▸ WHAT THE EXERCISE ASKS
Pictures are not part of the copy. Give again exactly the lines from the one with "Convert this screenshot to HTML." to the one with "</body></html>", inclusive.
*** RECORD LIST
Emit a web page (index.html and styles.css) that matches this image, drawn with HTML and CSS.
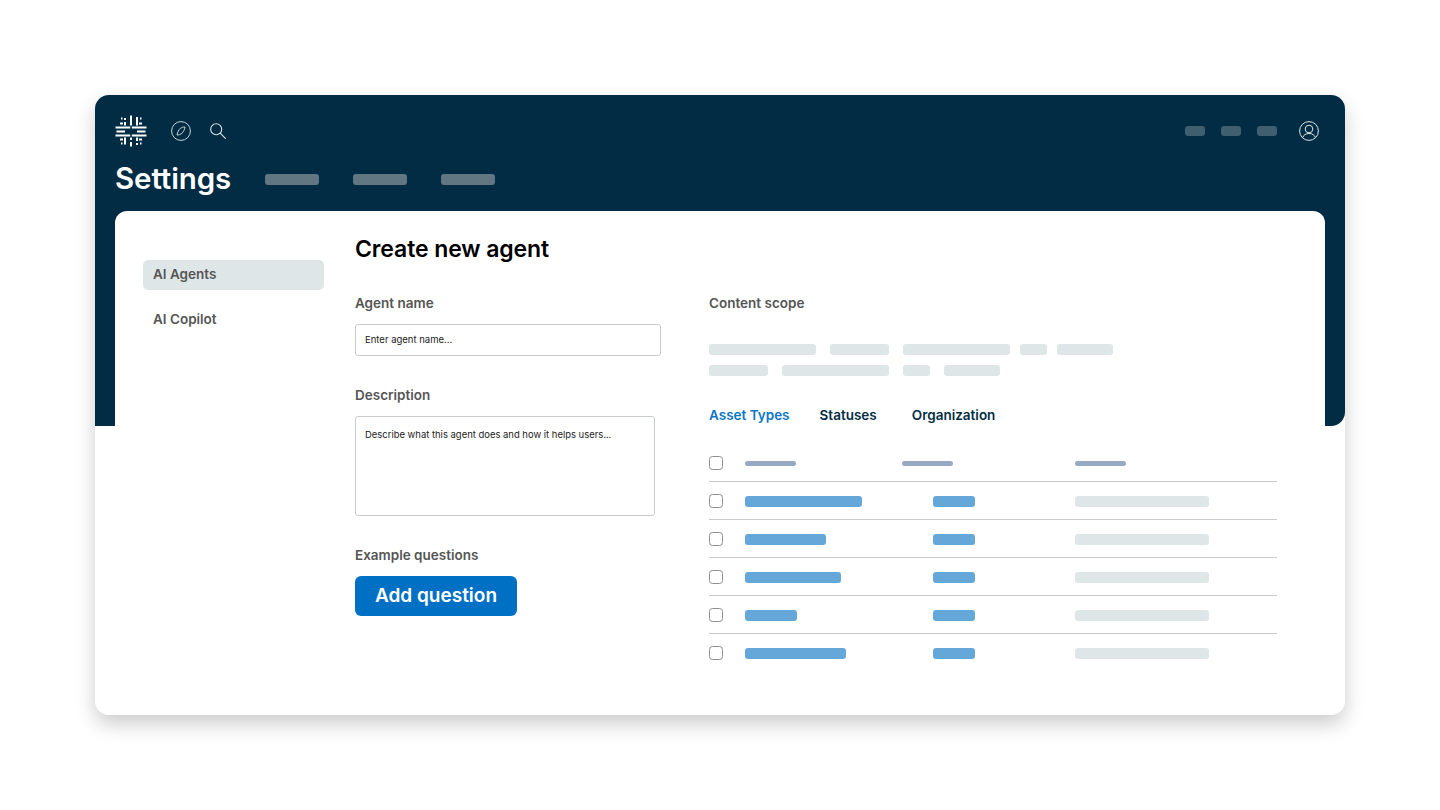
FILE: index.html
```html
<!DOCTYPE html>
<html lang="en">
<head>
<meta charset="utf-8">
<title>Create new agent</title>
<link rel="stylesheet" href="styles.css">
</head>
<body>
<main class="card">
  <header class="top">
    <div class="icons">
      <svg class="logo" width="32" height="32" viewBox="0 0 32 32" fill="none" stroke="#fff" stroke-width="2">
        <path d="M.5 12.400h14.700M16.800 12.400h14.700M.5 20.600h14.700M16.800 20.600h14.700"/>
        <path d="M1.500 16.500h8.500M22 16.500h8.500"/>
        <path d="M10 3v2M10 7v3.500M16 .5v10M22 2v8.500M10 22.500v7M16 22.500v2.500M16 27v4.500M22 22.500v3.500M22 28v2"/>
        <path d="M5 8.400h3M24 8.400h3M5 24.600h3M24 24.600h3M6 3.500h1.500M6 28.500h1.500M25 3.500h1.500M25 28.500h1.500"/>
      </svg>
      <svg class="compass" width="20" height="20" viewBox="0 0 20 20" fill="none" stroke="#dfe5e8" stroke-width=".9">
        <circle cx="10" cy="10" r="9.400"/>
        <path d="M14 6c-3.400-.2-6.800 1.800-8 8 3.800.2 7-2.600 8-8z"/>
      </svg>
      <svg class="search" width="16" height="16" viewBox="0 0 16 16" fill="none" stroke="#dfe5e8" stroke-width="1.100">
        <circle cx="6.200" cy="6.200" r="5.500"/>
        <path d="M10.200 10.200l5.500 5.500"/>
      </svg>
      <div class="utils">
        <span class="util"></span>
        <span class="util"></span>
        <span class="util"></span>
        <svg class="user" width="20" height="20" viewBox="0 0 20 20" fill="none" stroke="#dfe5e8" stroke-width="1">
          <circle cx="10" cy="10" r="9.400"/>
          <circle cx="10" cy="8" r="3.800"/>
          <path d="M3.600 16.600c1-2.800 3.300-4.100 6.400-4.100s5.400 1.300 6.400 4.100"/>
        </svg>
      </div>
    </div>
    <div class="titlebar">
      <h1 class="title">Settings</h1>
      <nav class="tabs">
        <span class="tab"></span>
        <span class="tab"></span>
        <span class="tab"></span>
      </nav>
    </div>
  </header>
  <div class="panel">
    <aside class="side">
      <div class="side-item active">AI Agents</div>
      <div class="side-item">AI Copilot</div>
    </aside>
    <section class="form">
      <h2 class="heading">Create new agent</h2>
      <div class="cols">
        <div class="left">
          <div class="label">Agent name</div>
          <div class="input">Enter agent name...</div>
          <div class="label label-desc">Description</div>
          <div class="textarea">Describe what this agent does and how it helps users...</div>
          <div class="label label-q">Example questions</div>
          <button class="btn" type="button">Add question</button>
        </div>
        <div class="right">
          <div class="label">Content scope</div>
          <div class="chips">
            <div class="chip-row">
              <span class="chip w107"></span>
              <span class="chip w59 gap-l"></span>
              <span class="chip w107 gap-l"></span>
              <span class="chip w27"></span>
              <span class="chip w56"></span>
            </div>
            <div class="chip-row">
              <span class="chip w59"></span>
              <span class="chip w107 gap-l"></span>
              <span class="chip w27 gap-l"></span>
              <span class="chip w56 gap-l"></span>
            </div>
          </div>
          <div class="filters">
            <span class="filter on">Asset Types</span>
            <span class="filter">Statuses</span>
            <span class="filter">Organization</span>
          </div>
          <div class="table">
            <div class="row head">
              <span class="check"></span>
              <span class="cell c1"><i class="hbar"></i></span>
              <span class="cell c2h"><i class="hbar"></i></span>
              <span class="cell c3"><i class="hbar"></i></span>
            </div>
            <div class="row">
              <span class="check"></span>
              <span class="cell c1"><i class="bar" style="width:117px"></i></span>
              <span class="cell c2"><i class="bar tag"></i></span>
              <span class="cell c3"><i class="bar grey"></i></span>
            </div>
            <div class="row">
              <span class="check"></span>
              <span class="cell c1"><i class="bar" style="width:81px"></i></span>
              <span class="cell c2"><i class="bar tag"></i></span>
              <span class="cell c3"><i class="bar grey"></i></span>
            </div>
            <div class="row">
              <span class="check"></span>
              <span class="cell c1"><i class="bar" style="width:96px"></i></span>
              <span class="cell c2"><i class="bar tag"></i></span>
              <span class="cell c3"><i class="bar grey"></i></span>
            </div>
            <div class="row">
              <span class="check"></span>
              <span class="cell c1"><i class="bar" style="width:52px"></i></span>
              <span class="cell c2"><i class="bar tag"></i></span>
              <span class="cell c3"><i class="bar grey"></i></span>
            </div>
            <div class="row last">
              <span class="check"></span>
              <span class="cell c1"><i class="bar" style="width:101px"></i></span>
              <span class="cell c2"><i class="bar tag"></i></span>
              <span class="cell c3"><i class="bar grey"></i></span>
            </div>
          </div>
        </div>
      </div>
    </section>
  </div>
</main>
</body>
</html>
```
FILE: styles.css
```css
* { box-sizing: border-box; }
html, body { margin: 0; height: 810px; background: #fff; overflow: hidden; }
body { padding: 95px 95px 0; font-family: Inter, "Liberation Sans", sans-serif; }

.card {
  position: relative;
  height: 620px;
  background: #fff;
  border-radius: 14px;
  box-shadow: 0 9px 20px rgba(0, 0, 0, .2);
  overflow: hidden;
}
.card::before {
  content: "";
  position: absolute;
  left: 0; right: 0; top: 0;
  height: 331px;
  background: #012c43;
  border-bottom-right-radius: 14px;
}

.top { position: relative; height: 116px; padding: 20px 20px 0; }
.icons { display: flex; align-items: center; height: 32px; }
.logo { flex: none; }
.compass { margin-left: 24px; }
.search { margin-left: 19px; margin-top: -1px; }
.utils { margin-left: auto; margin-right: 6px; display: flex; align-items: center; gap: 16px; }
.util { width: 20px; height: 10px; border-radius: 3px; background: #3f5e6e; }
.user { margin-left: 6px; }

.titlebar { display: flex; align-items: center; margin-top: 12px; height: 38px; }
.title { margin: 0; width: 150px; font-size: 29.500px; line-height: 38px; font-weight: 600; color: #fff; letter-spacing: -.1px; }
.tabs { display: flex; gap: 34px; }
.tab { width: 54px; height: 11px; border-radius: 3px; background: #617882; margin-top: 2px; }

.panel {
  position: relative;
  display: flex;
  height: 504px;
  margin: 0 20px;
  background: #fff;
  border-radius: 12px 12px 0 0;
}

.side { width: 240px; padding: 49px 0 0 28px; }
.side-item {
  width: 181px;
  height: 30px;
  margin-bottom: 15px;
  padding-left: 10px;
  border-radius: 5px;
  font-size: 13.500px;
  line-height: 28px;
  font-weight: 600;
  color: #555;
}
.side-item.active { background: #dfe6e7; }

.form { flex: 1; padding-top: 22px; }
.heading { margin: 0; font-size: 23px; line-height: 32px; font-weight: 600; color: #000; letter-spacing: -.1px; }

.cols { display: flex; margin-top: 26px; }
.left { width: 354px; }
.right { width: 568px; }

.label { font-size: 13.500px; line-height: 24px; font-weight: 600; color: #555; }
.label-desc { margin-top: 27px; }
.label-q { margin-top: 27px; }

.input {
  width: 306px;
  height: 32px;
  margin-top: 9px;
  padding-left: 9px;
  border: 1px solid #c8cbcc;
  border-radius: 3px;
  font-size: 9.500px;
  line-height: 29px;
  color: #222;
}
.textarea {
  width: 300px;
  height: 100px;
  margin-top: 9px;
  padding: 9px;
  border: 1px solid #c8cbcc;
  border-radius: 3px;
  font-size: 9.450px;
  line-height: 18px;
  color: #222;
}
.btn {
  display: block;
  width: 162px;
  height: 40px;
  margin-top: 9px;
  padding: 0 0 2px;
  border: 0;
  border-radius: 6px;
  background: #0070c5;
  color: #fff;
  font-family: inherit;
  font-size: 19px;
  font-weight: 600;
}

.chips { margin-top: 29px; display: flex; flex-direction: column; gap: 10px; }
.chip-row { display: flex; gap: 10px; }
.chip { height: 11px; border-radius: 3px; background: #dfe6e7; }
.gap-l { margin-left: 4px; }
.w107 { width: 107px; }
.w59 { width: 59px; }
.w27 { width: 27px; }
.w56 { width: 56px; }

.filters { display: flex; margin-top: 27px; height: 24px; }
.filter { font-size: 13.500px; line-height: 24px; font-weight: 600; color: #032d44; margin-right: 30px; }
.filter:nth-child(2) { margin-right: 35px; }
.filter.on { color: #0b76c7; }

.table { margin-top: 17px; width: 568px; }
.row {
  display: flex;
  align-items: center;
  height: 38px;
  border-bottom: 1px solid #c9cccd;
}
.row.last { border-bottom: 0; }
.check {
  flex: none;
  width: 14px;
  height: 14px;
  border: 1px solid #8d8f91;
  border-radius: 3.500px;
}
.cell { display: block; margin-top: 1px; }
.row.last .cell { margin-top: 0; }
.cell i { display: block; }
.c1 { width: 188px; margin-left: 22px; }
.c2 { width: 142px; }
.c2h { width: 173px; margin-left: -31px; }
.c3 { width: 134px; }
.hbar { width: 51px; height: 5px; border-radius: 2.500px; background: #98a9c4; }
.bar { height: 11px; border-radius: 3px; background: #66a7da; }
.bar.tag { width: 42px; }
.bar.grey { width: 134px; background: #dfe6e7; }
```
******
*** RECORD LIST
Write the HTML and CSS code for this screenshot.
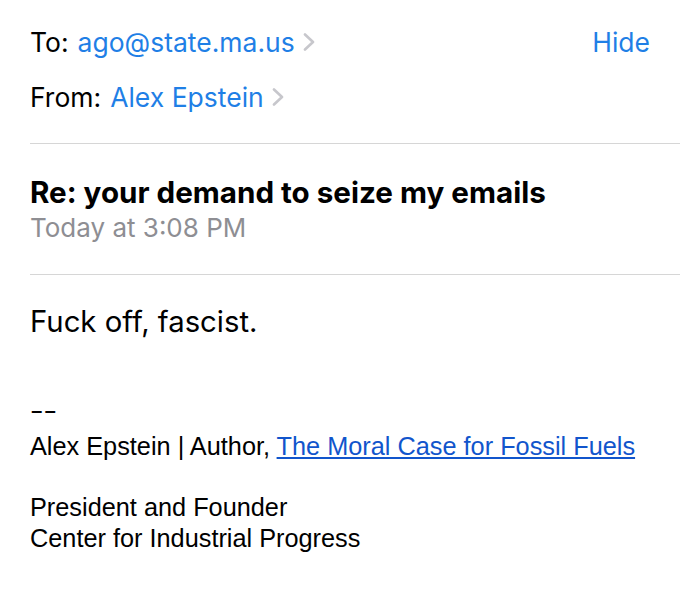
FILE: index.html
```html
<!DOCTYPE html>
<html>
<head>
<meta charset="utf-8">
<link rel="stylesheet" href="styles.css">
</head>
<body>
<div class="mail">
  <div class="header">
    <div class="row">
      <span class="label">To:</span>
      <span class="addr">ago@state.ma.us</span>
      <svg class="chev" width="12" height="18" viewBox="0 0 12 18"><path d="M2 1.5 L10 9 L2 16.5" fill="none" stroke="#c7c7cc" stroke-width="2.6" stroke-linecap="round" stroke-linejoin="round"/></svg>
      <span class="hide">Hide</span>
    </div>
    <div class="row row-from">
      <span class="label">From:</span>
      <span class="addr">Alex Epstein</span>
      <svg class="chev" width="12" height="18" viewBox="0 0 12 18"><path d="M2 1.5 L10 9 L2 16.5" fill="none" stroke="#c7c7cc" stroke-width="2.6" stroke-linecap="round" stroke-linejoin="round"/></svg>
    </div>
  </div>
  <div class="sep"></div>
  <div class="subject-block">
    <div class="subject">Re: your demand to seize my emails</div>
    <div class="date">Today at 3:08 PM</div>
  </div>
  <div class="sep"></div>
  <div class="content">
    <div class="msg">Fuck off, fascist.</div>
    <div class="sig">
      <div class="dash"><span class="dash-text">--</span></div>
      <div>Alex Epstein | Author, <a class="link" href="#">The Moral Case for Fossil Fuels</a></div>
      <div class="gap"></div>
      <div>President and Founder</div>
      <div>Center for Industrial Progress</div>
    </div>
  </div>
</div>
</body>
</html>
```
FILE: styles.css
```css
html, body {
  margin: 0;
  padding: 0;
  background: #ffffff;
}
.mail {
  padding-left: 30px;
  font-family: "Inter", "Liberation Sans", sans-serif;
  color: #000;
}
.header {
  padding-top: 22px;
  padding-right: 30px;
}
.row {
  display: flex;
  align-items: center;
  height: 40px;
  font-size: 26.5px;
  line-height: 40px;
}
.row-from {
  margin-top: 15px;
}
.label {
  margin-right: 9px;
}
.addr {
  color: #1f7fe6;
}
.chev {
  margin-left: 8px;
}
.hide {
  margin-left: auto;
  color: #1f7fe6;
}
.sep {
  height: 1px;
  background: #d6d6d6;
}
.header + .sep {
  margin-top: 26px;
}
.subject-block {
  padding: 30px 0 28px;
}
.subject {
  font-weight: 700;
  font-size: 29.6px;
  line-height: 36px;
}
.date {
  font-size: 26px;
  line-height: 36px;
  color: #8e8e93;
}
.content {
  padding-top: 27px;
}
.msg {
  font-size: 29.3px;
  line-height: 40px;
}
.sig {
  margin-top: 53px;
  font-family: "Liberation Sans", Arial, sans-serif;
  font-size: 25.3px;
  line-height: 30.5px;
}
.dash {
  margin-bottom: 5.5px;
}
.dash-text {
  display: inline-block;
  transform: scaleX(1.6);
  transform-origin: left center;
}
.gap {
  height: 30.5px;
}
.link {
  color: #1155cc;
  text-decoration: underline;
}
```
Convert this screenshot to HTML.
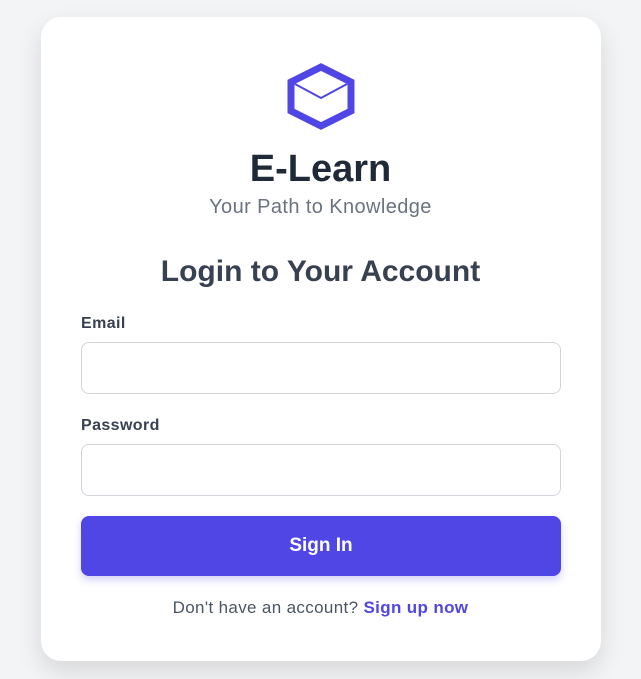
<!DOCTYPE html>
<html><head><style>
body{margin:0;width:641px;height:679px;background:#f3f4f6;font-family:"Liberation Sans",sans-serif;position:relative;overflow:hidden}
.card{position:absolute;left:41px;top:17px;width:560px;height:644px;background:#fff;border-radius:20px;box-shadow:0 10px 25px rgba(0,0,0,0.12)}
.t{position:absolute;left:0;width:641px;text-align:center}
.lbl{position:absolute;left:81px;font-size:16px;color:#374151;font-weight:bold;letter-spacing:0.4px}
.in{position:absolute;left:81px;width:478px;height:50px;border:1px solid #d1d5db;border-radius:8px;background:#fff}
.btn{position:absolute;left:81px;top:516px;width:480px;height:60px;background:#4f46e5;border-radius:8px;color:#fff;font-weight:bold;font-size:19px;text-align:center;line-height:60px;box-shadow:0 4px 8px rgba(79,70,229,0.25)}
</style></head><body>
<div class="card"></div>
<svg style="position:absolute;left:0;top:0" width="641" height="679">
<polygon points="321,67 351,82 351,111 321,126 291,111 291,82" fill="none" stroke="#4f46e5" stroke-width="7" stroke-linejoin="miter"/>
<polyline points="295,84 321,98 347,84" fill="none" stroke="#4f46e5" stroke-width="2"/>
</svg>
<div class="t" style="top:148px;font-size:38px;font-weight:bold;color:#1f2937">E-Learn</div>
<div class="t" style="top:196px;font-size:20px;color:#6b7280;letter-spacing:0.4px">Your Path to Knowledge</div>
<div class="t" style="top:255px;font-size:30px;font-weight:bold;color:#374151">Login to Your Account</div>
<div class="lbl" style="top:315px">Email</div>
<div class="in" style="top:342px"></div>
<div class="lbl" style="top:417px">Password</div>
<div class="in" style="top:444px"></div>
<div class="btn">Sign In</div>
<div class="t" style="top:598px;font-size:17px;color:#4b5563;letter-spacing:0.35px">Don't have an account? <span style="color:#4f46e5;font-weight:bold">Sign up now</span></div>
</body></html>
******
*** RECORD LIST
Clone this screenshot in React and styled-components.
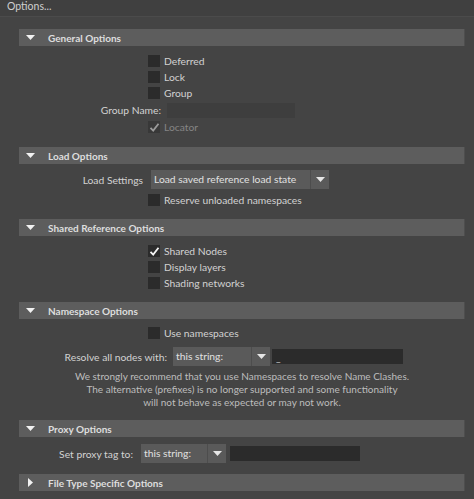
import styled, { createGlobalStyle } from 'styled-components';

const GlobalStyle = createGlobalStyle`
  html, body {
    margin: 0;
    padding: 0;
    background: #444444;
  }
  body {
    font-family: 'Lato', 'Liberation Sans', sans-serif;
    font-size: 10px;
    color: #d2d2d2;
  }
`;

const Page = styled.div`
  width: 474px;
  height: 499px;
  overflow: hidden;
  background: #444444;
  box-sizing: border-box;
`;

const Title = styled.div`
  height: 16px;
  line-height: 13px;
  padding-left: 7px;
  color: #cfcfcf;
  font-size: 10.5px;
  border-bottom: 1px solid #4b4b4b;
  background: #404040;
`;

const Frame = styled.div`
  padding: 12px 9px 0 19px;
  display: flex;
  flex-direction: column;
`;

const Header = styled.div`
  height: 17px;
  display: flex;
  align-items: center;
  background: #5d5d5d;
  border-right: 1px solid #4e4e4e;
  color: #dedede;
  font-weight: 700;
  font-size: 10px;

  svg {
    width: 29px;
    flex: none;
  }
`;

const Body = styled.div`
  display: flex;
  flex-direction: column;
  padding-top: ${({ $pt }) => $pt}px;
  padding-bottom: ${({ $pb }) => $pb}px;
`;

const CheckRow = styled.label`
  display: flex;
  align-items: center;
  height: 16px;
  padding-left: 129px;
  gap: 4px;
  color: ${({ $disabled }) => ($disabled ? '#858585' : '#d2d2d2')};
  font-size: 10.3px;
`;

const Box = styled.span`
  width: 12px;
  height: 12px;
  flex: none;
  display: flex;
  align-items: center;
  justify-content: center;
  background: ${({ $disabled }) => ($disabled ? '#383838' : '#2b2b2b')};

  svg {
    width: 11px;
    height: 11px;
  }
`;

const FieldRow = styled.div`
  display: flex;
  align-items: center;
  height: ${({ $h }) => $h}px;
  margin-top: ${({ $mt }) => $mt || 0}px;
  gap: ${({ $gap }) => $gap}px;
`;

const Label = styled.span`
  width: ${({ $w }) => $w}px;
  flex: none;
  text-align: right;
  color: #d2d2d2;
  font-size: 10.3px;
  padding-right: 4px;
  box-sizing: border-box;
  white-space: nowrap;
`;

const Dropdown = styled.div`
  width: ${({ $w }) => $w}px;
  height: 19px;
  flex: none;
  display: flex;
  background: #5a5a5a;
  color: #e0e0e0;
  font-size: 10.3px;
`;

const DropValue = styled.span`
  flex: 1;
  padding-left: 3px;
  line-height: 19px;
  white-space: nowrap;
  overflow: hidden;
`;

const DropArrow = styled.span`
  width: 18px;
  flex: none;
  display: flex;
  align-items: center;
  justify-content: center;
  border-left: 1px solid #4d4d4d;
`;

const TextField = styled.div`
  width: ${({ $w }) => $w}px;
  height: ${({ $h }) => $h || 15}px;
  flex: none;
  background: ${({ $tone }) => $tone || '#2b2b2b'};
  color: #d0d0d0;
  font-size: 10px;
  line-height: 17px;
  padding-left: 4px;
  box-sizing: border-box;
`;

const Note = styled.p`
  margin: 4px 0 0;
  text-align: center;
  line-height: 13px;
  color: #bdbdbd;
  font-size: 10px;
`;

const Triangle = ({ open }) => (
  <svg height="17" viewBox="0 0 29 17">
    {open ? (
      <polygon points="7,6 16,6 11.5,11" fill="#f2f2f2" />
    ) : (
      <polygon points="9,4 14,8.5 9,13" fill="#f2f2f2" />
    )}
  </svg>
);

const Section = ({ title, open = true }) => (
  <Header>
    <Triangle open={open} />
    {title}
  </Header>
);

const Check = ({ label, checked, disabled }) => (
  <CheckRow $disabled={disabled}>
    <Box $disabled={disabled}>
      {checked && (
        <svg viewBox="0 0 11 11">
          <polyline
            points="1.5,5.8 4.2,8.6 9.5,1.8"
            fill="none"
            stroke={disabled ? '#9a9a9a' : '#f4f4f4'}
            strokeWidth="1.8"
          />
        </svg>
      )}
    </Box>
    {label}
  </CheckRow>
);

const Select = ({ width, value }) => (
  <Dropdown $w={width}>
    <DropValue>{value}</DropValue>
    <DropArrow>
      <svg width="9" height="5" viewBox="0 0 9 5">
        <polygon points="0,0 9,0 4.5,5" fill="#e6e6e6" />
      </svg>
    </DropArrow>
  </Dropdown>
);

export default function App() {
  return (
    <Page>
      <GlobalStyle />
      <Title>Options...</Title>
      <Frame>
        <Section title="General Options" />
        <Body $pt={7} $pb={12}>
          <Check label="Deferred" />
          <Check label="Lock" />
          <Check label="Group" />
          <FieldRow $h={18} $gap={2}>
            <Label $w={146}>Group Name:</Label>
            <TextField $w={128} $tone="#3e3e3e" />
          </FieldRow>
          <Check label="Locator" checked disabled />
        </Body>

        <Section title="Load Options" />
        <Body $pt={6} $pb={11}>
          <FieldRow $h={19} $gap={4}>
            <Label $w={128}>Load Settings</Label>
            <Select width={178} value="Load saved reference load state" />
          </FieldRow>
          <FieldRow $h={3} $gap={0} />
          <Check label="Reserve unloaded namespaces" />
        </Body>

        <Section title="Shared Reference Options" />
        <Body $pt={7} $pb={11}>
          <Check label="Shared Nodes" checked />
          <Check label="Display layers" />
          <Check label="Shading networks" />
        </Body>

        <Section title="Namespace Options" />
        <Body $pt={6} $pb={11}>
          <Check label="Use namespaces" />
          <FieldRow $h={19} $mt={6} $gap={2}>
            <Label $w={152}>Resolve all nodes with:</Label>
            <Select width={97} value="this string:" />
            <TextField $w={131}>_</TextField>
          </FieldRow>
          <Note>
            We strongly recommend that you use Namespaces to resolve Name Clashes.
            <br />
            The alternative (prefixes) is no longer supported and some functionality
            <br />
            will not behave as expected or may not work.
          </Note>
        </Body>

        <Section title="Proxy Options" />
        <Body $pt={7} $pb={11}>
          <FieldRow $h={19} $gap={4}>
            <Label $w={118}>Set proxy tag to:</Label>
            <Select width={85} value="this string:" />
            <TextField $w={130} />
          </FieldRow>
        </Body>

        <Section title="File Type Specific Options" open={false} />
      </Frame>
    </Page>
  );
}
******
▸ CORRECT RESULT
Convert this screenshot to HTML.
<!DOCTYPE html>
<html><head><style>
body{margin:0;width:641px;height:679px;background:#f3f4f6;font-family:"Liberation Sans",sans-serif;position:relative;overflow:hidden}
.card{position:absolute;left:41px;top:17px;width:560px;height:644px;background:#fff;border-radius:20px;box-shadow:0 10px 25px rgba(0,0,0,0.12)}
.t{position:absolute;left:0;width:641px;text-align:center}
.lbl{position:absolute;left:81px;font-size:16px;color:#374151;font-weight:bold;letter-spacing:0.4px}
.in{position:absolute;left:81px;width:478px;height:50px;border:1px solid #d1d5db;border-radius:8px;background:#fff}
.btn{position:absolute;left:81px;top:516px;width:480px;height:60px;background:#4f46e5;border-radius:8px;color:#fff;font-weight:bold;font-size:19px;text-align:center;line-height:60px;box-shadow:0 4px 8px rgba(79,70,229,0.25)}
</style></head><body>
<div class="card"></div>
<svg style="position:absolute;left:0;top:0" width="641" height="679">
<polygon points="321,67 351,82 351,111 321,126 291,111 291,82" fill="none" stroke="#4f46e5" stroke-width="7" stroke-linejoin="miter"/>
<polyline points="295,84 321,98 347,84" fill="none" stroke="#4f46e5" stroke-width="2"/>
</svg>
<div class="t" style="top:148px;font-size:38px;font-weight:bold;color:#1f2937">E-Learn</div>
<div class="t" style="top:196px;font-size:20px;color:#6b7280;letter-spacing:0.4px">Your Path to Knowledge</div>
<div class="t" style="top:255px;font-size:30px;font-weight:bold;color:#374151">Login to Your Account</div>
<div class="lbl" style="top:315px">Email</div>
<div class="in" style="top:342px"></div>
<div class="lbl" style="top:417px">Password</div>
<div class="in" style="top:444px"></div>
<div class="btn">Sign In</div>
<div class="t" style="top:598px;font-size:17px;color:#4b5563;letter-spacing:0.35px">Don't have an account? <span style="color:#4f46e5;font-weight:bold">Sign up now</span></div>
</body></html>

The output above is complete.